------ Items ------
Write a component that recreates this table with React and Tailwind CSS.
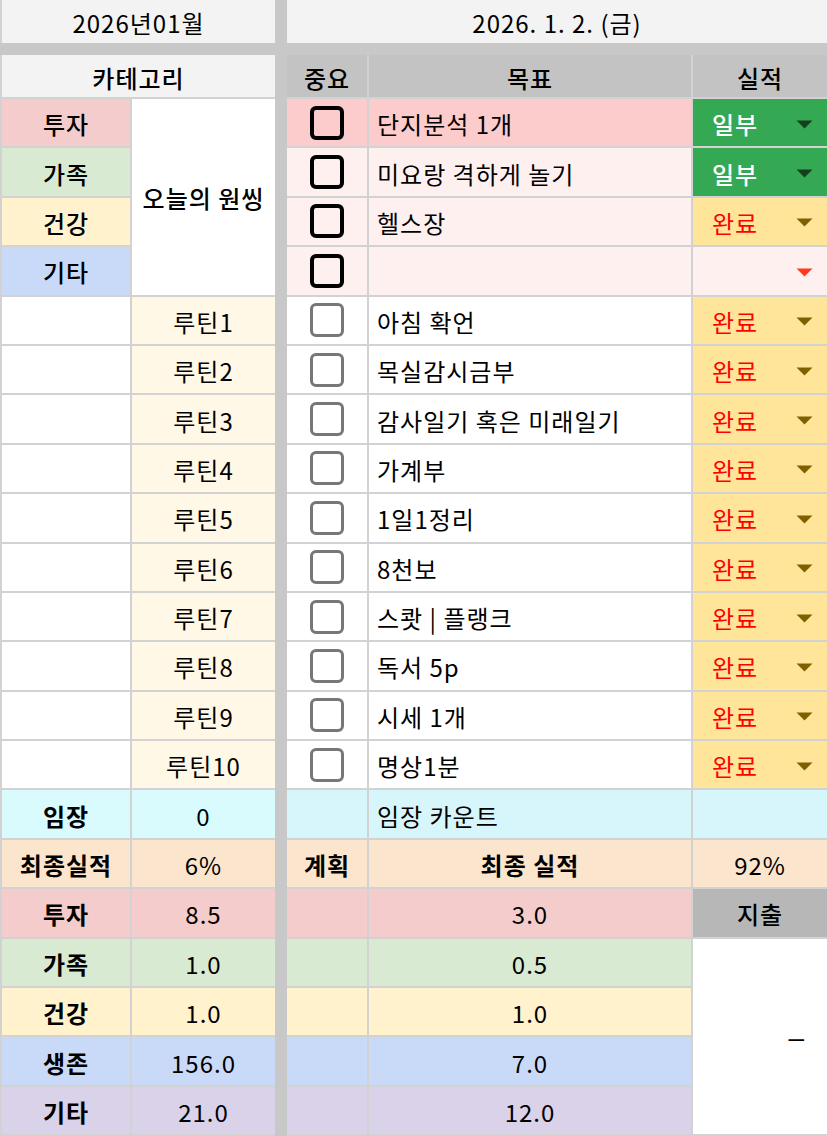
------
------ Items ------
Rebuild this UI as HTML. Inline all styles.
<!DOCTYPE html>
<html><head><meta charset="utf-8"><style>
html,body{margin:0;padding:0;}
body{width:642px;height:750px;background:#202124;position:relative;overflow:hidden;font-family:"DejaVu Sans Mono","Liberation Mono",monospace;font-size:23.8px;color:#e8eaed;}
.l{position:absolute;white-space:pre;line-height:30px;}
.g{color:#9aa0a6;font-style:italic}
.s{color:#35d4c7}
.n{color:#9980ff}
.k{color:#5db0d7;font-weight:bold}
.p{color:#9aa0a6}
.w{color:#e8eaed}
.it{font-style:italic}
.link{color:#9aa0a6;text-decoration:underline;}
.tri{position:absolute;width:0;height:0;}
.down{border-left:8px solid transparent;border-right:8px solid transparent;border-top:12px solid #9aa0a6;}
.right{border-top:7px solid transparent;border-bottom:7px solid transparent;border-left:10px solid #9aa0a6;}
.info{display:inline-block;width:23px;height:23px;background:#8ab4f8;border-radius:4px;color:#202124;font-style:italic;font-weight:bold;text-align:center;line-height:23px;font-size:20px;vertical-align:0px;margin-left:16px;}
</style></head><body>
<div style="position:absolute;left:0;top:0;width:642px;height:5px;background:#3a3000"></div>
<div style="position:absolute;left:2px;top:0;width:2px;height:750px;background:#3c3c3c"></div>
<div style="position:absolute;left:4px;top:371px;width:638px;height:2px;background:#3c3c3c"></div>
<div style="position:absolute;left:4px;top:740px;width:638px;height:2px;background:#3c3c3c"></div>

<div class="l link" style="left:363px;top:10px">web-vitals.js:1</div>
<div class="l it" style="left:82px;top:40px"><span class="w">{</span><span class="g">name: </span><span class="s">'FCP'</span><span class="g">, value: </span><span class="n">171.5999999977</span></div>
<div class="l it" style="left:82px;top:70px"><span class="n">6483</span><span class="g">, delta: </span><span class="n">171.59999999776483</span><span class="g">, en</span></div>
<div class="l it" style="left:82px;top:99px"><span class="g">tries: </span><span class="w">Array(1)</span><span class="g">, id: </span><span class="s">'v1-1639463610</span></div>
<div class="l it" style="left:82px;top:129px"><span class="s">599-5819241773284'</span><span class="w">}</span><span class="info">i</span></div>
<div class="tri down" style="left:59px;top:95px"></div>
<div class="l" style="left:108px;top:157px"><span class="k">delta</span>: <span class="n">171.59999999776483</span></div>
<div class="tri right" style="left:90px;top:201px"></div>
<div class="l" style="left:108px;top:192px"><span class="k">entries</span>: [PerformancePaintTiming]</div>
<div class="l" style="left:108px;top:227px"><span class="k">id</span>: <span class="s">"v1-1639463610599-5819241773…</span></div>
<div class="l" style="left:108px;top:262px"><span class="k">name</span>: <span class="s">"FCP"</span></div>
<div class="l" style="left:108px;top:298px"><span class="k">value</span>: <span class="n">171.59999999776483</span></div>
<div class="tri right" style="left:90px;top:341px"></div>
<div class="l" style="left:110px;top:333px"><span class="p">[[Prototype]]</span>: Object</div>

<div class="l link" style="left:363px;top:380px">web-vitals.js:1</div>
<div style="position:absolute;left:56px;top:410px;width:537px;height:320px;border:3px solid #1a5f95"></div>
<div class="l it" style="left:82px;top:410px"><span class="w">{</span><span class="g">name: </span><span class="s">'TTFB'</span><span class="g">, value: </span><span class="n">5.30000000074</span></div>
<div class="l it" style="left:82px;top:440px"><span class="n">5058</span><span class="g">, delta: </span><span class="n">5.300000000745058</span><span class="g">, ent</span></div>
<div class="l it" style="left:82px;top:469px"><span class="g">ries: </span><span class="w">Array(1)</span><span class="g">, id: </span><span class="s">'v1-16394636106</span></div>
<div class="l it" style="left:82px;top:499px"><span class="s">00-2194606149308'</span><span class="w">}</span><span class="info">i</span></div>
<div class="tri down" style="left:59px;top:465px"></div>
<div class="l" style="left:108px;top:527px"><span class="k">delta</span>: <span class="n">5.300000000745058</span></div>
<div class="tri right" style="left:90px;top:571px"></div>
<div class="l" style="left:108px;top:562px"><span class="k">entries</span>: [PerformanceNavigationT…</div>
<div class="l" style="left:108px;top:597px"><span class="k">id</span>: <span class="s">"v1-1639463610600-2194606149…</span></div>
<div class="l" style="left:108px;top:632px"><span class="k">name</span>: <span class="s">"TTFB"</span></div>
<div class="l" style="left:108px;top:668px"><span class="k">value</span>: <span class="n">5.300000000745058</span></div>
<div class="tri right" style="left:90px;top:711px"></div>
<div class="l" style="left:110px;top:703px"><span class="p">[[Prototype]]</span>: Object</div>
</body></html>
------
▶ Given exercise
Wherever a line in the data above holds "this", copy that line.

▶ The output
Write a component that recreates this table with React and Tailwind CSS.
Rebuild this UI as HTML. Inline all styles.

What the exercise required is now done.